Cronaca locale

La Regione boccia il Comune. "Il Piano moschee non va"

La giunta approva la delibera che contesta il progetto. L'assessore Foroni: "Risposte oppure andremo al Tar"

La Regione boccia il Comune. "Il Piano moschee non va"

La Regione boccia il Pgt del Comune di Milano e il suo «Piano moschee». Con una delibera approvata ieri, la giunta regionale ha emesso un parere molto duro sul Piano di governo del territorio di Palazzo Marino, adottato il 5 marzo scorso.

Stavolta, quindi, non si tratta di dichiarazioni politiche o di indirizzi maturati al Pirellone: il parere regionale varato su proposta dell'assessore al Territorio Pietro Foroni è un atto istituzionale e si inserisce nell'iter del principale strumento urbanistico del Comune, il Pgt, che comprende come parte integrante il Piano delle attrezzature religiose. Il Piano milanese, molto contestato, oggi prevede due luoghi di culto da realizzare ex novo (con ogni probabilità uno evangelico e uno musulmano) e quattro centri islamici da sanare: centri in cui oggi si prega già («informalmente» per il centrosinistra, abusivamente invece secondo il centrodestra). Oggi, dunque, questo Piano subisce uno stop.

«La Regione - spiega al Giornale l'assessore Foroni - valuta le carte che le arrivano e le esamina in sede tecnica. Lo ha fatto con Milano come avrebbe fatto con qualunque altro Comune. Si tratta di un atto che ha questa natura tecnica e non politica. Oltretutto noi ribadiamo le osservazioni già avanzate lo scorso anno in sede di Vas, osservazioni a cui il Comune non ha risposto».
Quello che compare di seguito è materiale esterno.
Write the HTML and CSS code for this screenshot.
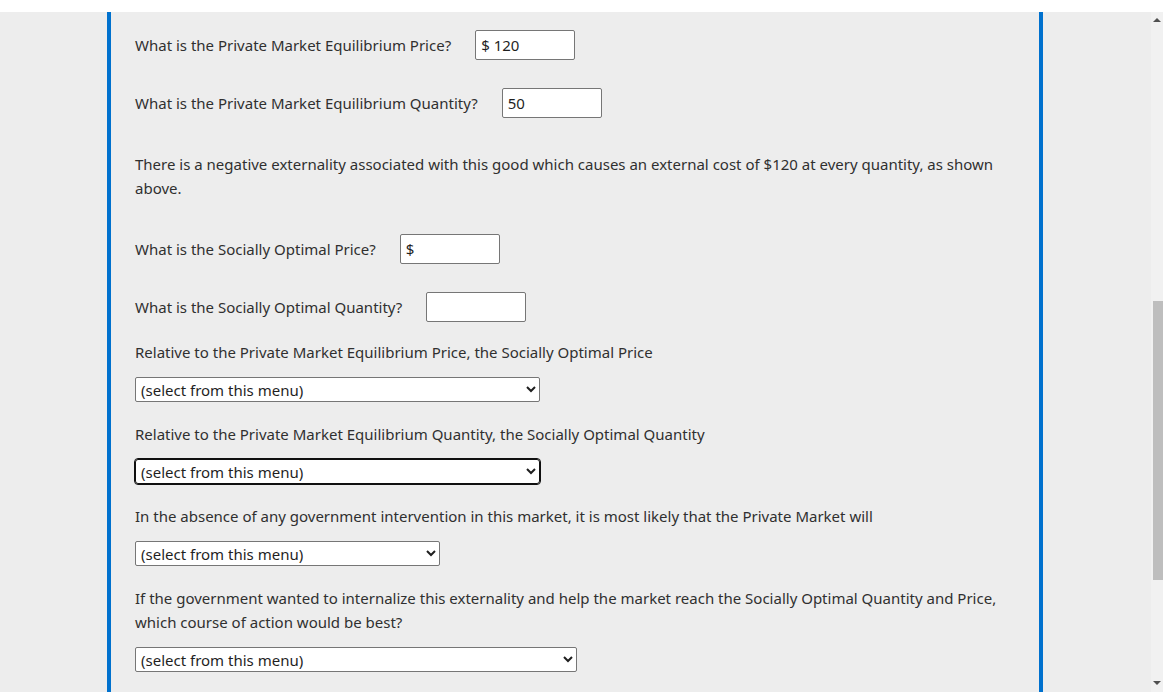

Il parere regionale, per quanto concerne il Piano dei luoghi religiosi di Milano, si articola sostanzialmente su tre punti. Il primo riguarda le sedi di preghiera esistenti: non sono allegati i titoli abilitativi e manca la segnalazione di alcuni centri, lacune rilevanti per la Regione. Anomala risulterebbe per esempio l'indicazione del centro di via Maderna, quello turco. Il secondo punto concerne le nuove attrezzature religiose e il loro impatto infrastrutturale: non è dimostrato che siano rispettati i criteri previsti dalla legge regionale per quanto concerne, fra l'altro, strade e parcheggi. Questo aspetto riguarda anche la probabile/possibile moschea di via Esterle. Il terzo e ultimo punto attiene alle distanze minime che devono intercorrere fra i vari luoghi di culto: è chiaro che la giunta regionale, per non esporsi a ricorsi, non intende accogliere il suggerimento arrivato anche da componenti della maggioranza che chiedevano di indicare una distanza minima superiore a quella prevista dal Comune, con l'obiettivo pratico di invalidarne le previsioni. Al contrario, la Regione ritiene inopportuna l'indicazione di un'unica distanza per tutto il territorio del Comune (i 100 metri di Milano), a maggior ragione se ha le dimensioni e l'eterogeneità di una metropoli.

Insomma, con il suo voluminoso parere sul Pgt, licenziato con largo anticipo, la Regione conferma e approfondisce le critiche già avanzate: sulla realtà esistente rileva una documentazione carente, mentre la parte delle nuove attrezzature religiose la boccia per aver riscontrato solo generiche considerazioni sui collegamenti viabilistici e di trasporto pubblico con le aree individuate, ma senza le adeguate analisi sugli impatti ambientali e territoriali. Se si considera che le osservazioni riguardano la legittimità di alcune previsioni, la fascia di rispetto troppo rigida e poco motivata tra strutture nuove ed esistenti e infine le carenze sui parametri urbanistici previsti dalla legge (strade di collegamento adeguate, parcheggi e opere di urbanizzazione), risulta chiaro che il giudizio complessivo sul documento urbanistico di Milano è nettamente negativo.

Ora la palla torna di nuovo a Palazzo Marino. «Il consiglio comunale di Milano dovrà in qualche modo dare risposte - osserva Foroni - e nella discussione questo parere sarà un elemento di valutazione, nella disponibilità di tutti i consiglieri.

È chiaro che se il Comune dovesse decidere di andare avanti ignorando ancora questi rilievi potrebbe esporsi al rischio di impugnazioni di fronte al Tar, dove il parere regionale potrebbe diventare anche un elemento decisivo degli eventuali ricorsi».